Mark Stewart and Rob Schwimmer are Polygraph Lounge

by Seth Rogovoy

(NORTH ADAMS, Mass., July 8, 2003) – Mark Stewart says that there is a “dearth of mirth” in music, and that’s what he and his musical partner Rob Schwimmer have set out to rectify with Polygraph Lounge, their musical comedy ensemble that performs in the Courtyard Café at Mass MoCA on Saturday at 8 as part of the Alternative Cabaret series. The concert will be held indoors in Club B-10 in case of rain.

Polygraph Lounge, which also includes vocalist Melissa Fathman, is many different things. It’s a post-modern cover band – “in one show we cover 160 songs,” said Stewart. It’s a 21st-century vaudeville routine incorporating everything from Beethoven to the Beatles and Stravinsky to the Strokes, emphasizing the “connective tissue” among seemingly unconnected elements in witty, surprising and lightning-fast juxtapositions. And it’s zany, brainy fun performed by two of contemporary music’s most accomplished instrumentalists.

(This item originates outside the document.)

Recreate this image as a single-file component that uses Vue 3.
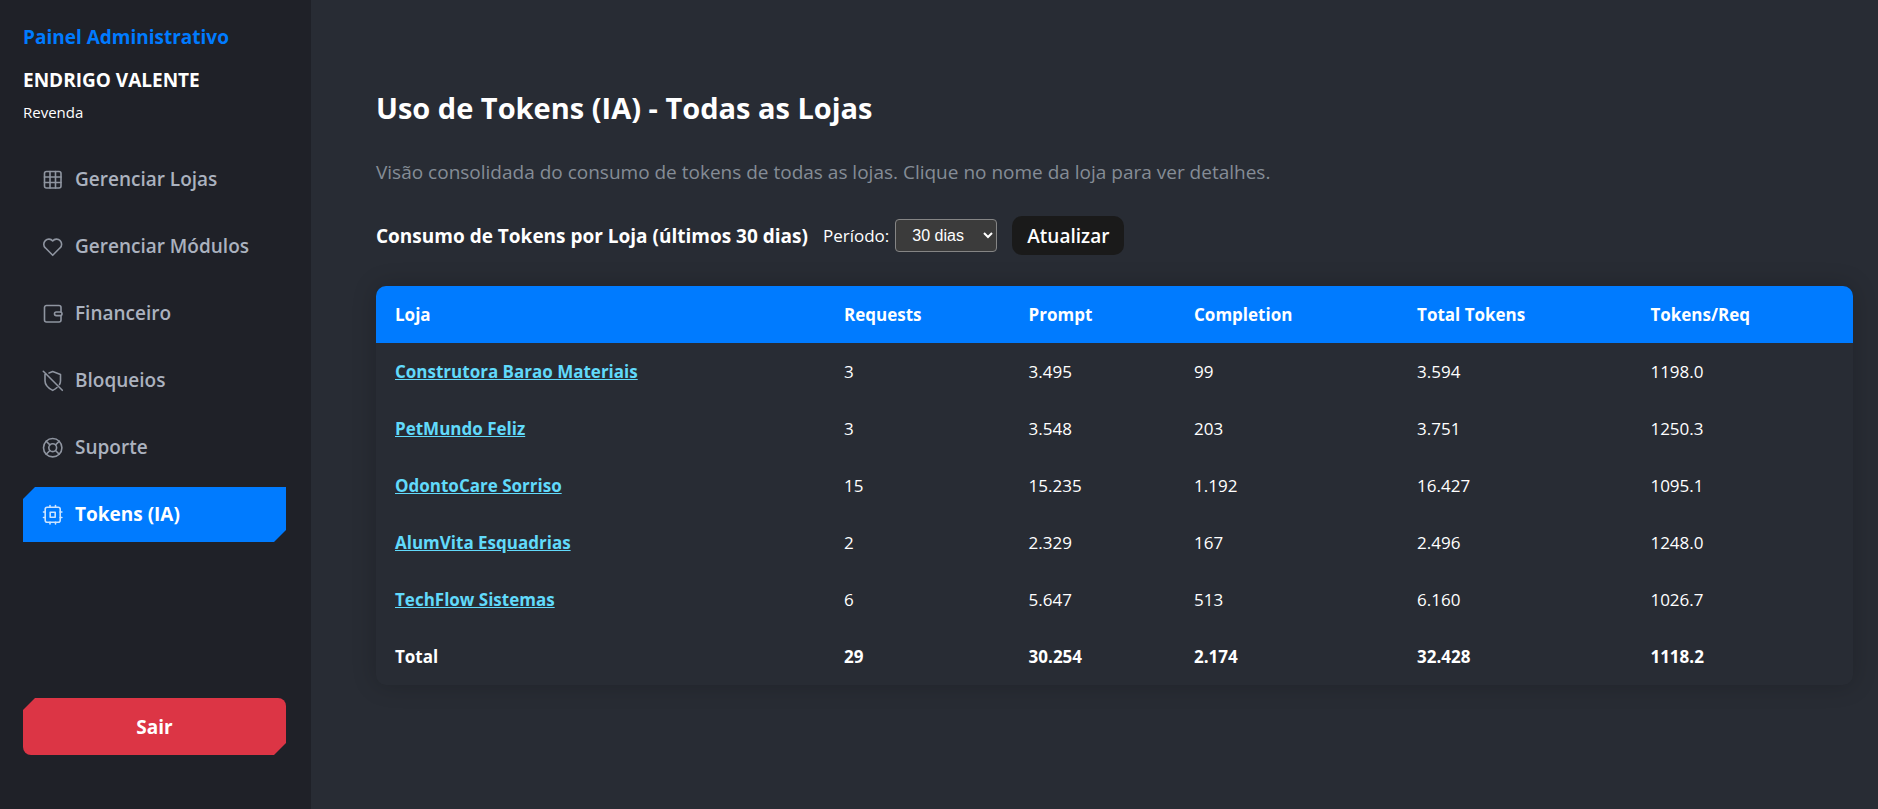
<script setup>
import { ref } from 'vue'

const period = ref('30')

const menu = [
  { label: 'Gerenciar Lojas', icon: 'grid' },
  { label: 'Gerenciar Módulos', icon: 'heart' },
  { label: 'Financeiro', icon: 'wallet' },
  { label: 'Bloqueios', icon: 'shield' },
  { label: 'Suporte', icon: 'buoy' },
  { label: 'Tokens (IA)', icon: 'chip', active: true }
]

const columns = ['Loja', 'Requests', 'Prompt', 'Completion', 'Total Tokens', 'Tokens/Req']

const stores = [
  { name: 'Construtora Barao Materiais', values: ['3', '3.495', '99', '3.594', '1198.0'] },
  { name: 'PetMundo Feliz', values: ['3', '3.548', '203', '3.751', '1250.3'] },
  { name: 'OdontoCare Sorriso', values: ['15', '15.235', '1.192', '16.427', '1095.1'] },
  { name: 'AlumVita Esquadrias', values: ['2', '2.329', '167', '2.496', '1248.0'] },
  { name: 'TechFlow Sistemas', values: ['6', '5.647', '513', '6.160', '1026.7'] }
]

const totals = ['29', '30.254', '2.174', '32.428', '1118.2']
</script>

<template>
  <div class="layout">
    <aside class="sidebar">
      <h2 class="brand">Painel Administrativo</h2>
      <div class="user">ENDRIGO VALENTE</div>
      <div class="role">Revenda</div>

      <nav class="menu">
        <a
          v-for="item in menu"
          :key="item.label"
          href="#"
          class="menu-item"
          :class="{ active: item.active }"
        >
          <svg class="icon" viewBox="0 0 24 24" aria-hidden="true">
            <template v-if="item.icon === 'grid'">
              <rect x="3.5" y="3.5" width="16.5" height="16.5" rx="2" />
              <path d="M3.5 9h16.5M3.5 14.5h16.5M9 3.5v16.5M14.5 3.5v16.5" />
            </template>
            <path
              v-else-if="item.icon === 'heart'"
              d="M11.7 20.3l-7.4-7.5a5 5 0 0 1 0-7.2a5 5 0 0 1 7.4.4a5 5 0 0 1 7.4-.4a5 5 0 0 1 0 7.2z"
            />
            <template v-else-if="item.icon === 'wallet'">
              <path d="M20 10V5.5a2 2 0 0 0-2-2H5.500a2 2 0 0 0-2 2V18a2 2 0 0 0 2 2H18a2 2 0 0 0 2-2v-4" />
              <rect x="13.500" y="10" width="7.500" height="3.600" rx="1.800" />
            </template>
            <template v-else-if="item.icon === 'shield'">
              <path d="M8 3.900l3.700-1.300l7.800 2.900v6.300c0 1.500-.4 2.700-1 3.700M16 18.500c-1.300 1.200-2.800 2.100-4.300 2.900c-4-2-7.700-5-7.700-9.600V5.500l.900-.3" />
              <path d="M2.300 2.300l19 19" />
            </template>
            <template v-else-if="item.icon === 'buoy'">
              <circle cx="11.700" cy="11.700" r="9.200" />
              <circle cx="11.700" cy="11.700" r="3.900" />
              <path d="M5.200 5.200l3.700 3.700M14.500 14.500l3.700 3.700M18.200 5.200l-3.700 3.700M8.900 14.500l-3.700 3.700" />
            </template>
            <template v-else>
              <rect x="4.200" y="4.200" width="15" height="15" rx="2" />
              <rect x="9.200" y="9.200" width="5" height="5" />
              <path d="M9 2.500v1.700M14.500 2.500v1.700M9 19.200v1.700M14.500 19.200v1.700M2.500 9h1.700M2.500 14.500h1.700M19.200 9h1.700M19.200 14.500h1.700" />
            </template>
          </svg>
          <span>{{ item.label }}</span>
        </a>
      </nav>

      <button type="button" class="logout">Sair</button>
    </aside>

    <main class="content">
      <h1 class="title">Uso de Tokens (IA) - Todas as Lojas</h1>
      <p class="subtitle">
        Visão consolidada do consumo de tokens de todas as lojas. Clique no nome da loja para ver detalhes.
      </p>

      <div class="toolbar">
        <h3 class="section">Consumo de Tokens por Loja (últimos 30 dias)</h3>
        <div class="period">
          <label for="period">Período:</label>
          <select id="period" v-model="period">
            <option value="7">7 dias</option>
            <option value="30">30 dias</option>
            <option value="90">90 dias</option>
          </select>
        </div>
        <button type="button" class="refresh">Atualizar</button>
      </div>

      <table class="usage">
        <colgroup>
          <col class="col-store" />
          <col class="col-requests" />
          <col class="col-prompt" />
          <col class="col-completion" />
          <col class="col-total" />
          <col class="col-ratio" />
        </colgroup>
        <thead>
          <tr>
            <th v-for="column in columns" :key="column" scope="col">{{ column }}</th>
          </tr>
        </thead>
        <tbody>
          <tr v-for="store in stores" :key="store.name">
            <td><a href="#" class="store">{{ store.name }}</a></td>
            <td v-for="(value, i) in store.values" :key="i">{{ value }}</td>
          </tr>
        </tbody>
        <tfoot>
          <tr>
            <td>Total</td>
            <td v-for="(value, i) in totals" :key="i">{{ value }}</td>
          </tr>
        </tfoot>
      </table>
    </main>
  </div>
</template>

<style>
body {
  margin: 0;
  background: #282c34;
}
</style>

<style scoped>
.layout {
  display: flex;
  min-height: 100vh;
  background: #282c34;
  color: #fff;
  font-family: "Segoe UI", "Open Sans", "Noto Sans", sans-serif;
  font-size: 17px;
  line-height: 23px;
}

.layout * {
  box-sizing: border-box;
}

.sidebar {
  display: flex;
  flex-direction: column;
  flex: 0 0 311px;
  padding: 24px 25px 54px 23px;
  background: #1f2128;
}

.brand,
.user {
  margin: 0 0 17px;
  font-size: 19px;
  font-weight: 700;
  line-height: 26px;
}

.brand {
  color: #007bff;
}

.user {
  margin-bottom: 9px;
}

.role {
  margin-bottom: 30px;
  font-size: 15px;
  line-height: 20px;
}

.menu {
  display: flex;
  flex-direction: column;
  gap: 12px;
}

.menu-item {
  display: flex;
  align-items: center;
  gap: 10px;
  height: 55px;
  padding: 0 18px;
  color: #abb2bf;
  font-size: 19px;
  font-weight: 600;
  text-decoration: none;
}

.menu-item.active {
  background: #007bff;
  color: #fff;
  font-weight: 700;
  clip-path: polygon(12px 0, 100% 0, 100% calc(100% - 12px), calc(100% - 12px) 100%, 0 100%, 0 12px);
}

.icon {
  flex: none;
  width: 24px;
  height: 24px;
  fill: none;
  stroke: currentColor;
  stroke-width: 1.6;
  stroke-linecap: round;
  stroke-linejoin: round;
  opacity: 0.8;
}

.logout {
  height: 57px;
  margin-top: auto;
  border: 0;
  border-radius: 8px;
  background: #dc3545;
  color: #fff;
  font-family: inherit;
  font-size: 19px;
  font-weight: 700;
  clip-path: polygon(12px 0, 100% 0, 100% calc(100% - 12px), calc(100% - 12px) 100%, 0 100%, 0 12px);
}

.content {
  flex: 1;
  min-width: 0;
  padding: 88px 25px 40px 65px;
}

.title {
  margin: 0 0 31px;
  font-size: 29px;
  font-weight: 700;
  line-height: 40px;
}

.subtitle {
  margin: 0 0 31px;
  color: #858c96;
  font-size: 19px;
  line-height: 26px;
}

.toolbar {
  display: flex;
  align-items: center;
  gap: 15px;
  margin-bottom: 31px;
}

.section {
  margin: 0;
  font-size: 19px;
  font-weight: 700;
  line-height: 26px;
}

.period {
  display: flex;
  align-items: center;
  gap: 6px;
}

.period select {
  min-width: 102px;
  height: 33px;
  padding: 0 12px;
  border: 1px solid #858585;
  border-radius: 4px;
  background-color: #3b3b3b;
  color: #fff;
  color-scheme: dark;
  font-family: "Liberation Sans", Arial, sans-serif;
  font-size: 16px;
}

.refresh {
  height: 39px;
  padding: 0 15px;
  border: 0;
  border-radius: 10px;
  background: #1a1a1a;
  color: #fff;
  font-family: inherit;
  font-size: 19px;
  font-weight: 600;
}

.usage {
  width: 100%;
  table-layout: fixed;
  border-spacing: 0;
  overflow: hidden;
  border-radius: 10px;
  background: #282c34;
  box-shadow: 0 0 24px rgba(0, 0, 0, 0.2);
}

.col-store {
  width: 30.4%;
}

.col-requests {
  width: 12.5%;
}

.col-prompt {
  width: 11.2%;
}

.col-completion {
  width: 15.1%;
}

.col-total {
  width: 15.8%;
}

.col-ratio {
  width: 15%;
}

.usage th,
.usage td {
  padding: 17px 19px;
  text-align: left;
}

.usage th {
  background: #007bff;
  font-weight: 700;
}

.usage tfoot td {
  font-weight: 700;
}

.store {
  color: #61dafb;
  font-weight: 700;
}
</style>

When he is not performing with Polygraph Lounge – which got its start as a one-off gig at a downtown bar where Stewart and Schwimmer idled away the hours drinking together and trying to make each other laugh – multi-instrumentalist, vocalist and composer Stewart plays with Paul Simon, Anthony Braxton, Bob Dylan, Cecil Taylor, Meredith Monk, Don Byron, Paul McCartney and Marc Ribot. He is a founding member of the Bang on a Can All-Stars, and a member of Steve Reich and Musicians, David Krakauer’s Klezmer Madness, the Fred Frith Guitar Quartet, Arnold Dreyblatt’s Orchestra of Excited Strings and Zeena Parkins’ Gangster Band.

Keyboardist/composer Schwimmer keeps busy writing music for film, theater and TV and performing and recording with Wayne Shorter, Stevie Wonder, Willie Nelson, Laurie Anderson, John Cale, the New Haven Symphony, Burt Bacharach, Mabou Mines, Vernon Reid, Liza Minnelli, Henry Jaglom, Talujon Quartet, Mary Cleere Haran, and the Zmiros Project.

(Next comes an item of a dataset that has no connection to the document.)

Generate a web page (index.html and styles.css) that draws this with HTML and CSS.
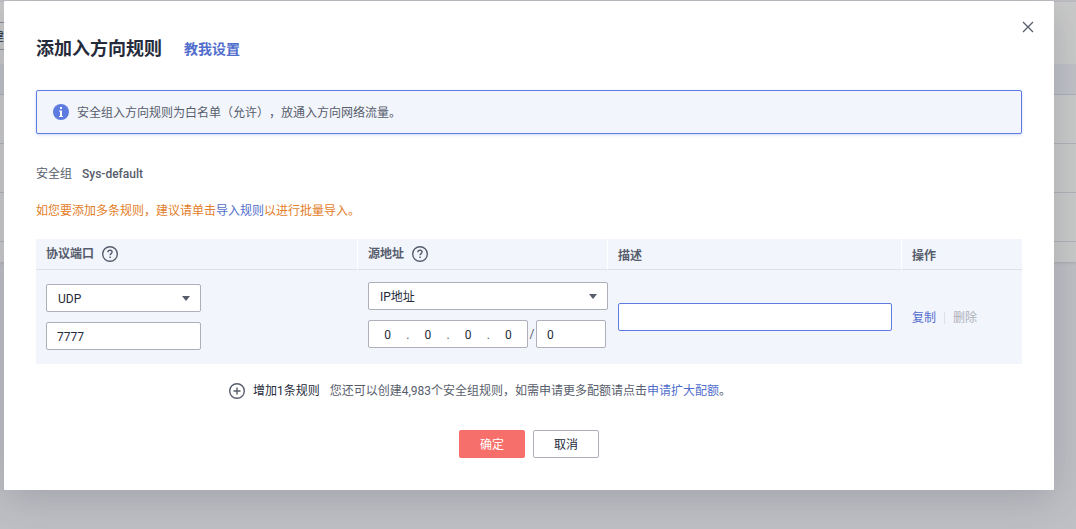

Soprano Melissa Fathman has sung with Gunther Schuller, Anthony Braxton, Giles Swain, John Duffy, Bruce Adolphe and Mihoko Suzuki, and her opera credits include “Don Giovanni,” “Gianni Schicchi,” “La Rondine,” “Carmen,” and the role of Ntzockie in the world premiere of Anthony Braxton’s “Trillium R: Shala Fears for the Poor.”

The musicians bring this tremendous variety of experience and their virtuosic chops to the forefront in Polygraph Lounge, which skewers and lampoons all sacred cows.

“Your whole life you’re doing music, music, music, but you’re the class-clown type of guy, and it never gets into the music,” said Schwimmer in a recent phone interview. “So this is the opportunity to use that other very real part of my life that I’ve never been able to employ in public.”

“We’re very serious about being completely ridiculous,” said Stewart.

“We try and make each other laugh. We’ve studied all this music -- both our training really covers a lot of ground -- and we bring a lot of sounds to the table.

“We both have been waiting our whole lives to do this. It’s just kind of like vacuuming in all this stuff we’ve found funny over the years.”

This plays out in concert like a contemporary update of Spike Jones, Victor Borge, the Marx Brothers and Firesign Theatre. A classic rock tune somehow merges into Gregorian chant; spaghetti western themes get played on nose flutes; a Tchaikowsky ballet meets a surf guitar riff; and Jimi Hendrix bumps into the Beverly Hillbillies at a Stravinsky concert.

The group also comes with an array of unusual musical instruments, some found, some invented by Stewart, an inveterate tinkerer. The list of instruments in the group’s possession goes on for several pages, and includes the Ahh-ooga, a car-horn organ of 30 horns, the BagRazz, a Playtex Living Glove-powered Bronx cheer, and the Chaladoo, made from plumbing pipe – “play it forwards and it’s a bass clarinet/saxophone. Play it backwards and it’s a didgeridoo. It’s the hermaphrodite of musical instruments.”

Stewart said he’ll be bringing one of his latest inventions, a bicycle-powered whirly-copter that has eight different pitches. “It looks silly and sounds very serious,” said Stewart. “It looks like a combination of Mad Max and H.G. Wells, that time machine vibe out of the apocalyptic future, with the sound of an Orthodox choir from over in the next valley.”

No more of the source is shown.